Scan the material that follows. Copy every line containing the word "index".
-- begin --
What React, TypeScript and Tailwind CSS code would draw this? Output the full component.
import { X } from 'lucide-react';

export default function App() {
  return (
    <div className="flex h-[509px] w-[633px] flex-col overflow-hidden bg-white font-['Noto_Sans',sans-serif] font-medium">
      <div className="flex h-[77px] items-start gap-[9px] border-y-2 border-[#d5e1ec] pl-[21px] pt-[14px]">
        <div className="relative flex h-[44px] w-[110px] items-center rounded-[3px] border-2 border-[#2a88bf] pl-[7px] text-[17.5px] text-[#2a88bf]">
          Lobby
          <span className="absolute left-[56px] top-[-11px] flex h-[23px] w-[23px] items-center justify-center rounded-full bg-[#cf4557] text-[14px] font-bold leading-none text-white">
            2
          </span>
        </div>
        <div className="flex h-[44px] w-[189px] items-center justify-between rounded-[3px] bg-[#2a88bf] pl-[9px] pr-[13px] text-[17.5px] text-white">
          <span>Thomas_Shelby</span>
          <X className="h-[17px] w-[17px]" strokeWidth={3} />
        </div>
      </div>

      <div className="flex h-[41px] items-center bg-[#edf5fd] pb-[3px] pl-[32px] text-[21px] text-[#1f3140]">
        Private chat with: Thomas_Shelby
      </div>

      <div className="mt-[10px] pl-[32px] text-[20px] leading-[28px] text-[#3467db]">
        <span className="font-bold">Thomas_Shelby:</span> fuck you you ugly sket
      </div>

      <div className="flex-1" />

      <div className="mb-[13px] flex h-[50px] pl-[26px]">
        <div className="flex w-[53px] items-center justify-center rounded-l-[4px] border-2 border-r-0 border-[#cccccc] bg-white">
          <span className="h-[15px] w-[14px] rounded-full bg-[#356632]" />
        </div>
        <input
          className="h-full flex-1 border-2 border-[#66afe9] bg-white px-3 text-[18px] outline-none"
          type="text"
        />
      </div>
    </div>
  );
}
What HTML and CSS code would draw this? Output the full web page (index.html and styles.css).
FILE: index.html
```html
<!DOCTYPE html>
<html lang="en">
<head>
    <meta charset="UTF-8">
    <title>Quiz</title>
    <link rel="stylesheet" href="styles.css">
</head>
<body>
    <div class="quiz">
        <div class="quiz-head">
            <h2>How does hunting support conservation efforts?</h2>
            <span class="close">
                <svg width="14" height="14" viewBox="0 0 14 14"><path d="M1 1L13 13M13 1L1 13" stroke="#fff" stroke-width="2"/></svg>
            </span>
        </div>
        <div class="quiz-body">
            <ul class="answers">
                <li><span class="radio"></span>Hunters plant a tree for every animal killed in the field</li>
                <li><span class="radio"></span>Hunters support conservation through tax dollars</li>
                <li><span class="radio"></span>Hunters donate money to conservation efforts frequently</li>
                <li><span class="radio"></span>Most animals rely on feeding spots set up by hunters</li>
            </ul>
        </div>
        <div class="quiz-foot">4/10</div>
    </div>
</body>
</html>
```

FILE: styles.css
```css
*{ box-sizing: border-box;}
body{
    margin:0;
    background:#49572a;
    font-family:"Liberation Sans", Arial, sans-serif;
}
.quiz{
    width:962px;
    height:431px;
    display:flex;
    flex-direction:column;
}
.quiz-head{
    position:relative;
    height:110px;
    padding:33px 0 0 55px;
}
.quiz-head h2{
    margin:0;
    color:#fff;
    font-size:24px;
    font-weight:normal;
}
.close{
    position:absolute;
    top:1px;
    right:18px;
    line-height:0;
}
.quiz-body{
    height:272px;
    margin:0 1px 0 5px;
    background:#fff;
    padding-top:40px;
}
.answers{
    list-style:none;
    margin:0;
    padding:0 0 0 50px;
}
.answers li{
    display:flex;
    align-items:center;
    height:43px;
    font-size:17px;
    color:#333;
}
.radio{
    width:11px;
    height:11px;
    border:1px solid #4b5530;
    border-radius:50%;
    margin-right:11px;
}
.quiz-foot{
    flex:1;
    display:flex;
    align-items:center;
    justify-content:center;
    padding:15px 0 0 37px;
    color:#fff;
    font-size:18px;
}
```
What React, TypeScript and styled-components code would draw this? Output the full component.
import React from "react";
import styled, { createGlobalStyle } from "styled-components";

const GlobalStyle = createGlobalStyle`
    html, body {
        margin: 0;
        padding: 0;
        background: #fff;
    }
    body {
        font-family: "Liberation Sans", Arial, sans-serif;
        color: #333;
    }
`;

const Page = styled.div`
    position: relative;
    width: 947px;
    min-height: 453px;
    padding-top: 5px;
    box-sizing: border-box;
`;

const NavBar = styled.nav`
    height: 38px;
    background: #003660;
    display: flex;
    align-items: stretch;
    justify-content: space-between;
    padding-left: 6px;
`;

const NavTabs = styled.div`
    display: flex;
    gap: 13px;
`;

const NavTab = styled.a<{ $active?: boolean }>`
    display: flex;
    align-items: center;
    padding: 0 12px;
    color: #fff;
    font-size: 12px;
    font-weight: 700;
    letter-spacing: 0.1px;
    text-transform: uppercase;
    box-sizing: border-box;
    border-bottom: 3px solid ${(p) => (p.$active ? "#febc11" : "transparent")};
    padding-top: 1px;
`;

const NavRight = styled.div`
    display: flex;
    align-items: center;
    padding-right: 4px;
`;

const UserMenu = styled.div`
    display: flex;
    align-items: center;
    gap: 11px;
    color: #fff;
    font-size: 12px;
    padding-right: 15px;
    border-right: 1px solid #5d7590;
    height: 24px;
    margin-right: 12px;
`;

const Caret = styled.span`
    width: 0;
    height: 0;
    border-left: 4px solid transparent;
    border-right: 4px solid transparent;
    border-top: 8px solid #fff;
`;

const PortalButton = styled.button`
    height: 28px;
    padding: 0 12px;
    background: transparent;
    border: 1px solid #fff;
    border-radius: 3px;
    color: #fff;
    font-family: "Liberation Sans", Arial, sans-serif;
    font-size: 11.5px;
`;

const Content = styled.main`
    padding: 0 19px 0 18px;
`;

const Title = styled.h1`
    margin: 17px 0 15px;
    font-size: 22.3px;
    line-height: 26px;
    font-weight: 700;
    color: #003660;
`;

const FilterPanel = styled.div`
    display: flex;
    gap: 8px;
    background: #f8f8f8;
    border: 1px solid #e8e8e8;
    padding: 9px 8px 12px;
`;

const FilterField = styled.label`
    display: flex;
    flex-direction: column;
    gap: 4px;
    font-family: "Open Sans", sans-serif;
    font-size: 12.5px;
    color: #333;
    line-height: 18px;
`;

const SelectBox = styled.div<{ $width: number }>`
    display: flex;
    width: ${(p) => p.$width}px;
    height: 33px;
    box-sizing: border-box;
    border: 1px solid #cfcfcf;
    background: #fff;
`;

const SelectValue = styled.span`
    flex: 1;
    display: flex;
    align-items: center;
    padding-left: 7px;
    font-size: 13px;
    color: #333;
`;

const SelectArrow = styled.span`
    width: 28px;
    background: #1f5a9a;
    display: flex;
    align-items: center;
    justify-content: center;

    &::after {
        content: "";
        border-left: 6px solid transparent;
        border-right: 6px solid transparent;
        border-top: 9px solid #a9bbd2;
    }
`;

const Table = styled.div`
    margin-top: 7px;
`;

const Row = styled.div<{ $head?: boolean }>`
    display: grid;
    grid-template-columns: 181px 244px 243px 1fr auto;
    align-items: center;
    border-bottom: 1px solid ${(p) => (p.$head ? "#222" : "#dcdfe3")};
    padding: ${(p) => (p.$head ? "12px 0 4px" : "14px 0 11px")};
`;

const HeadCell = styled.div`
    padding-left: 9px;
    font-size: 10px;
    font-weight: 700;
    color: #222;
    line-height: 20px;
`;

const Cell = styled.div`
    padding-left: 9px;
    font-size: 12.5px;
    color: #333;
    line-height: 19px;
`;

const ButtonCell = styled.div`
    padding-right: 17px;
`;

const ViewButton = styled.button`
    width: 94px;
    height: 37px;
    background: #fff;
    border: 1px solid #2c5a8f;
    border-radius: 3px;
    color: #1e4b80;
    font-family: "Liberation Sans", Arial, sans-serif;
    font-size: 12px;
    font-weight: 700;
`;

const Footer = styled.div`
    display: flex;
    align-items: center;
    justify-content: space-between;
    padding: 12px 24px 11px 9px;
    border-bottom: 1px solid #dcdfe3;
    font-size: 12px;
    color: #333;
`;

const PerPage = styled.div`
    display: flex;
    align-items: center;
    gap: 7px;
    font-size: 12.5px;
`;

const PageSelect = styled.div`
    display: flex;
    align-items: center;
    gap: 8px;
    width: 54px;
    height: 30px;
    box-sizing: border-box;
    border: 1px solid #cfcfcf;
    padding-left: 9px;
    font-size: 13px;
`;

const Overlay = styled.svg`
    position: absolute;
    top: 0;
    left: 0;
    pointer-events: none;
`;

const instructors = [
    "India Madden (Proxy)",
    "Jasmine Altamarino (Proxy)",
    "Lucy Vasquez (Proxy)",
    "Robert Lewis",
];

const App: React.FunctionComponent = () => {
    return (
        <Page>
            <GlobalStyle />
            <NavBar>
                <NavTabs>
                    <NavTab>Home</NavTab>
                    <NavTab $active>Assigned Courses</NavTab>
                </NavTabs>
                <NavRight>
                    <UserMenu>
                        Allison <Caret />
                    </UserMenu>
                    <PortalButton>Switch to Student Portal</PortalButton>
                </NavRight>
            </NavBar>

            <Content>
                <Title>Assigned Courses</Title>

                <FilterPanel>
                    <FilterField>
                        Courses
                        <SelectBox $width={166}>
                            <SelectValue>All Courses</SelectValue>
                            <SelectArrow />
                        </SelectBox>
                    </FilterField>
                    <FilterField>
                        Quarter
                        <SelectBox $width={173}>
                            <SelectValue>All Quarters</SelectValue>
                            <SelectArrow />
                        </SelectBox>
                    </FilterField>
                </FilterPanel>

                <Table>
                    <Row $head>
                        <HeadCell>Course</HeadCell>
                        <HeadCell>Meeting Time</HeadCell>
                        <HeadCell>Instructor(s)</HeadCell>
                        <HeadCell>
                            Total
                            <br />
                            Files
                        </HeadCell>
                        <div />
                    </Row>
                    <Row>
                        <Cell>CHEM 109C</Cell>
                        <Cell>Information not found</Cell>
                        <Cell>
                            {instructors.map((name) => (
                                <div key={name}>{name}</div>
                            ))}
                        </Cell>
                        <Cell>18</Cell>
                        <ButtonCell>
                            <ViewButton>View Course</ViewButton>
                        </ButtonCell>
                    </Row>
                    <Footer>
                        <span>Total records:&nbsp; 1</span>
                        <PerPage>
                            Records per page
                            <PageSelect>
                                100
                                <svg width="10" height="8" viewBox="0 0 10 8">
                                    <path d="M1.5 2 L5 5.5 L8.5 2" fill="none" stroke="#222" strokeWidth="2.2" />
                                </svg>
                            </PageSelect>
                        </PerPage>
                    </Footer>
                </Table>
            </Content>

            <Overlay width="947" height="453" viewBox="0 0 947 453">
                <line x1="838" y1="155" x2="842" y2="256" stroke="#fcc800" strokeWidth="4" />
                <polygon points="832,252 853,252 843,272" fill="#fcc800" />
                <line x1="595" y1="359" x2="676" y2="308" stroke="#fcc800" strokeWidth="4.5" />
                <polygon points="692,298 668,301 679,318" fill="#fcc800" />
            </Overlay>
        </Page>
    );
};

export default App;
-- end --
* [Completed exercise]
What HTML and CSS code would draw this? Output the full web page (index.html and styles.css).
FILE: index.html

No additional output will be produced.